_Exercise requirements_
All of the data that follows should be retyped exactly, please, except the pictures.

[BEGIN Data block]

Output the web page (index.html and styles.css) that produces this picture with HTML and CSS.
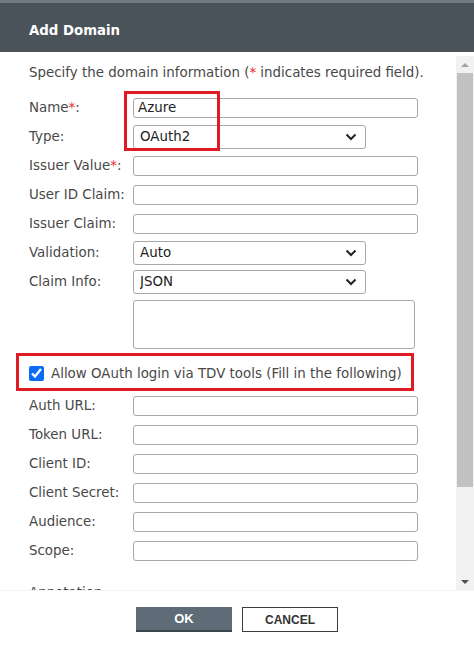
FILE: index.html
```
<!DOCTYPE html>
<html>
<head>
	<meta charset="utf-8">
	<title>Add Domain</title>
	<link rel="stylesheet" href="styles.css">
</head>
<body>
	<div class="dialog">
		<header class="dialog-header">
			<h1>Add Domain</h1>
		</header>

		<div class="dialog-body">
			<div class="content">
				<p class="intro">Specify the domain information (<span class="req">*</span> indicates required field).</p>

				<!-- name + type, marked with the red box -->
				<div class="marked">
					<div class="row">
						<label>Name<span class="req">*</span>:</label>
						<input type="text" class="field" value="Azure">
					</div>
					<div class="row">
						<label>Type:</label>
						<div class="select-wrap">
							<select class="field select"><option>OAuth2</option></select>
							<svg class="chevron" viewBox="0 0 12 8"><path d="M1.5 1.5 6 6l4.5-4.5"/></svg>
						</div>
					</div>
					<div class="highlight"></div>
				</div>

				<div class="row">
					<label>Issuer Value<span class="req">*</span>:</label>
					<input type="text" class="field">
				</div>
				<div class="row">
					<label>User ID Claim:</label>
					<input type="text" class="field">
				</div>
				<div class="row">
					<label>Issuer Claim:</label>
					<input type="text" class="field">
				</div>
				<div class="row">
					<label>Validation:</label>
					<div class="select-wrap">
						<select class="field select"><option>Auto</option></select>
						<svg class="chevron" viewBox="0 0 12 8"><path d="M1.5 1.5 6 6l4.5-4.5"/></svg>
					</div>
				</div>
				<div class="row">
					<label>Claim Info:</label>
					<div class="select-wrap">
						<select class="field select"><option>JSON</option></select>
						<svg class="chevron" viewBox="0 0 12 8"><path d="M1.5 1.5 6 6l4.5-4.5"/></svg>
					</div>
				</div>
				<div class="row row-tall">
					<span></span>
					<textarea class="field area"></textarea>
				</div>

				<!-- oauth toggle -->
				<label class="oauth-toggle">
					<input type="checkbox" checked>
					<span>Allow OAuth login via TDV tools (Fill in the following)</span>
				</label>

				<div class="row">
					<label>Auth URL:</label>
					<input type="text" class="field">
				</div>
				<div class="row">
					<label>Token URL:</label>
					<input type="text" class="field">
				</div>
				<div class="row">
					<label>Client ID:</label>
					<input type="text" class="field">
				</div>
				<div class="row">
					<label>Client Secret:</label>
					<input type="text" class="field">
				</div>
				<div class="row">
					<label>Audience:</label>
					<input type="text" class="field">
				</div>
				<div class="row">
					<label>Scope:</label>
					<input type="text" class="field">
				</div>

				<div class="annotation">Annotation:</div>
			</div>

			<div class="scrollbar">
				<div class="sb-btn"><span class="tri-up"></span></div>
				<div class="sb-thumb"></div>
				<div class="sb-track"></div>
				<div class="sb-btn"><span class="tri-down"></span></div>
			</div>
		</div>

		<footer class="dialog-footer">
			<button class="btn btn-ok">OK</button>
			<button class="btn btn-cancel">CANCEL</button>
		</footer>
	</div>
</body>
</html>
```
FILE: styles.css
```
* {
	margin: 0;
	padding: 0;
	box-sizing: border-box;
}
body {
	font-family: "DejaVu Sans", Verdana, sans-serif;
	font-size: 13.4px;
	color: #484848;
	background: #fff;
	width: 474px;
	height: 660px;
	overflow: hidden;
}

.dialog {
	display: flex;
	flex-direction: column;
	height: 660px;
}

/* header */
.dialog-header {
	height: 52px;
	background: #4b535a;
	border-top: 3px solid #737a80;
	padding: 18px 29px 0;
}
.dialog-header h1 {
	font-size: 13.3px;
	line-height: 20px;
	font-weight: bold;
	color: #fff;
}

/* body */
.dialog-body {
	display: flex;
	height: 538px;
}
.content {
	flex: 1;
	overflow: hidden;
	padding: 11px 0 0 29px;
}
.intro {
	line-height: 20px;
	margin-bottom: 10px;
	white-space: nowrap;
}
.req {
	color: #e8312f;
}

.marked {
	position: relative;
}
.highlight {
	position: absolute;
	left: 95px;
	top: -2px;
	width: 96px;
	height: 60px;
	border: 3px solid #e01b24;
}

.row {
	display: grid;
	grid-template-columns: 104px auto;
	align-items: center;
	height: 29px;
}
.row label {
	white-space: nowrap;
}
.row-tall {
	height: 57px;
}

.field {
	font-family: "DejaVu Sans", Verdana, sans-serif;
	font-size: 13.4px;
	color: #222;
	border: 1px solid #a8a8a8;
	border-radius: 3px;
	background: #fff;
	outline: none;
}
input.field {
	width: 285px;
	height: 20px;
	padding: 0 4px;
}
.select-wrap {
	position: relative;
	width: 233px;
}
.select {
	-webkit-appearance: none;
	appearance: none;
	width: 233px;
	height: 24px;
	padding: 0 6px;
	display: block;
}
.chevron {
	position: absolute;
	right: 9px;
	top: 8px;
	width: 12px;
	height: 8px;
	pointer-events: none;
}
.chevron path {
	fill: none;
	stroke: #222;
	stroke-width: 2;
}
.area {
	width: 282px;
	height: 49px;
	resize: none;
}

.oauth-toggle {
	display: flex;
	align-items: center;
	gap: 7px;
	width: 398px;
	height: 38px;
	margin-left: -13px;
	padding: 3px 0 0 10px;
	border: 3px solid #e01b24;
	white-space: nowrap;
}
.oauth-toggle input {
	width: 15px;
	height: 15px;
	margin: 0;
	accent-color: #0a6cf5;
}

.annotation {
	margin-top: 18px;
	line-height: 20px;
}

/* fake scrollbar */
.scrollbar {
	width: 18px;
	margin-top: 4px;
	display: flex;
	flex-direction: column;
	background: #f1f1f1;
}
.sb-btn {
	height: 17px;
	display: flex;
	align-items: center;
	justify-content: center;
}
.sb-thumb {
	height: 414px;
	background: #c1c1c1;
	margin: 0 1px;
}
.sb-track {
	flex: 1;
}
.tri-up {
	border-left: 4px solid transparent;
	border-right: 4px solid transparent;
	border-bottom: 4px solid #a3a3a3;
}
.tri-down {
	border-left: 4px solid transparent;
	border-right: 4px solid transparent;
	border-top: 4px solid #505050;
}

/* footer */
.dialog-footer {
	flex: 1;
	display: flex;
	justify-content: center;
	gap: 10px;
	padding-top: 16px;
	border-top: 1px solid #f4f4f4;
}
.btn {
	width: 96px;
	height: 25px;
	font-family: "Liberation Sans", Arial, sans-serif;
	font-size: 12px;
	font-weight: bold;
	cursor: pointer;
}
.btn-ok {
	background: #5f6b76;
	color: #fff;
	border: 0;
	border-bottom: 2px solid #3d454c;
	font-size: 13px;
}
.btn-cancel {
	background: #fff;
	color: #333;
	border: 1px solid #3d3d3d;
}
```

[END Data block]

_Written reply_
Output the web page (index.html and styles.css) that produces this picture with HTML and CSS.
FILE: index.html
```
<!DOCTYPE html>
<html>
<head>
	<meta charset="utf-8">
	<title>Add Domain</title>
	<link rel="stylesheet" href="styles.css">
</head>
<body>
	<div class="dialog">
		<header class="dialog-header">
			<h1>Add Domain</h1>
		</header>

		<div class="dialog-body">
			<div class="content">
				<p class="intro">Specify the domain information (<span class="req">*</span> indicates required field).</p>

				<!-- name + type, marked with the red box -->
				<div class="marked">
					<div class="row">
						<label>Name<span class="req">*</span>:</label>
						<input type="text" class="field" value="Azure">
					</div>
					<div class="row">
						<label>Type:</label>
						<div class="select-wrap">
							<select class="field select"><option>OAuth2</option></select>
							<svg class="chevron" viewBox="0 0 12 8"><path d="M1.5 1.5 6 6l4.5-4.5"/></svg>
						</div>
					</div>
					<div class="highlight"></div>
				</div>

				<div class="row">
					<label>Issuer Value<span class="req">*</span>:</label>
					<input type="text" class="field">
				</div>
				<div class="row">
					<label>User ID Claim:</label>
					<input type="text" class="field">
				</div>
				<div class="row">
					<label>Issuer Claim:</label>
					<input type="text" class="field">
				</div>
				<div class="row">
					<label>Validation:</label>
					<div class="select-wrap">
						<select class="field select"><option>Auto</option></select>
						<svg class="chevron" viewBox="0 0 12 8"><path d="M1.5 1.5 6 6l4.5-4.5"/></svg>
					</div>
				</div>
				<div class="row">
					<label>Claim Info:</label>
					<div class="select-wrap">
						<select class="field select"><option>JSON</option></select>
						<svg class="chevron" viewBox="0 0 12 8"><path d="M1.5 1.5 6 6l4.5-4.5"/></svg>
					</div>
				</div>
				<div class="row row-tall">
					<span></span>
					<textarea class="field area"></textarea>
				</div>

				<!-- oauth toggle -->
				<label class="oauth-toggle">
					<input type="checkbox" checked>
					<span>Allow OAuth login via TDV tools (Fill in the following)</span>
				</label>

				<div class="row">
					<label>Auth URL:</label>
					<input type="text" class="field">
				</div>
				<div class="row">
					<label>Token URL:</label>
					<input type="text" class="field">
				</div>
				<div class="row">
					<label>Client ID:</label>
					<input type="text" class="field">
				</div>
				<div class="row">
					<label>Client Secret:</label>
					<input type="text" class="field">
				</div>
				<div class="row">
					<label>Audience:</label>
					<input type="text" class="field">
				</div>
				<div class="row">
					<label>Scope:</label>
					<input type="text" class="field">
				</div>

				<div class="annotation">Annotation:</div>
			</div>

			<div class="scrollbar">
				<div class="sb-btn"><span class="tri-up"></span></div>
				<div class="sb-thumb"></div>
				<div class="sb-track"></div>
				<div class="sb-btn"><span class="tri-down"></span></div>
			</div>
		</div>

		<footer class="dialog-footer">
			<button class="btn btn-ok">OK</button>
			<button class="btn btn-cancel">CANCEL</button>
		</footer>
	</div>
</body>
</html>
```
FILE: styles.css
```
* {
	margin: 0;
	padding: 0;
	box-sizing: border-box;
}
body {
	font-family: "DejaVu Sans", Verdana, sans-serif;
	font-size: 13.4px;
	color: #484848;
	background: #fff;
	width: 474px;
	height: 660px;
	overflow: hidden;
}

.dialog {
	display: flex;
	flex-direction: column;
	height: 660px;
}

/* header */
.dialog-header {
	height: 52px;
	background: #4b535a;
	border-top: 3px solid #737a80;
	padding: 18px 29px 0;
}
.dialog-header h1 {
	font-size: 13.3px;
	line-height: 20px;
	font-weight: bold;
	color: #fff;
}

/* body */
.dialog-body {
	display: flex;
	height: 538px;
}
.content {
	flex: 1;
	overflow: hidden;
	padding: 11px 0 0 29px;
}
.intro {
	line-height: 20px;
	margin-bottom: 10px;
	white-space: nowrap;
}
.req {
	color: #e8312f;
}

.marked {
	position: relative;
}
.highlight {
	position: absolute;
	left: 95px;
	top: -2px;
	width: 96px;
	height: 60px;
	border: 3px solid #e01b24;
}

.row {
	display: grid;
	grid-template-columns: 104px auto;
	align-items: center;
	height: 29px;
}
.row label {
	white-space: nowrap;
}
.row-tall {
	height: 57px;
}

.field {
	font-family: "DejaVu Sans", Verdana, sans-serif;
	font-size: 13.4px;
	color: #222;
	border: 1px solid #a8a8a8;
	border-radius: 3px;
	background: #fff;
	outline: none;
}
input.field {
	width: 285px;
	height: 20px;
	padding: 0 4px;
}
.select-wrap {
	position: relative;
	width: 233px;
}
.select {
	-webkit-appearance: none;
	appearance: none;
	width: 233px;
	height: 24px;
	padding: 0 6px;
	display: block;
}
.chevron {
	position: absolute;
	right: 9px;
	top: 8px;
	width: 12px;
	height: 8px;
	pointer-events: none;
}
.chevron path {
	fill: none;
	stroke: #222;
	stroke-width: 2;
}
.area {
	width: 282px;
	height: 49px;
	resize: none;
}

.oauth-toggle {
	display: flex;
	align-items: center;
	gap: 7px;
	width: 398px;
	height: 38px;
	margin-left: -13px;
	padding: 3px 0 0 10px;
	border: 3px solid #e01b24;
	white-space: nowrap;
}
.oauth-toggle input {
	width: 15px;
	height: 15px;
	margin: 0;
	accent-color: #0a6cf5;
}

.annotation {
	margin-top: 18px;
	line-height: 20px;
}

/* fake scrollbar */
.scrollbar {
	width: 18px;
	margin-top: 4px;
	display: flex;
	flex-direction: column;
	background: #f1f1f1;
}
.sb-btn {
	height: 17px;
	display: flex;
	align-items: center;
	justify-content: center;
}
.sb-thumb {
	height: 414px;
	background: #c1c1c1;
	margin: 0 1px;
}
.sb-track {
	flex: 1;
}
.tri-up {
	border-left: 4px solid transparent;
	border-right: 4px solid transparent;
	border-bottom: 4px solid #a3a3a3;
}
.tri-down {
	border-left: 4px solid transparent;
	border-right: 4px solid transparent;
	border-top: 4px solid #505050;
}

/* footer */
.dialog-footer {
	flex: 1;
	display: flex;
	justify-content: center;
	gap: 10px;
	padding-top: 16px;
	border-top: 1px solid #f4f4f4;
}
.btn {
	width: 96px;
	height: 25px;
	font-family: "Liberation Sans", Arial, sans-serif;
	font-size: 12px;
	font-weight: bold;
	cursor: pointer;
}
.btn-ok {
	background: #5f6b76;
	color: #fff;
	border: 0;
	border-bottom: 2px solid #3d454c;
	font-size: 13px;
}
.btn-cancel {
	background: #fff;
	color: #333;
	border: 1px solid #3d3d3d;
}
```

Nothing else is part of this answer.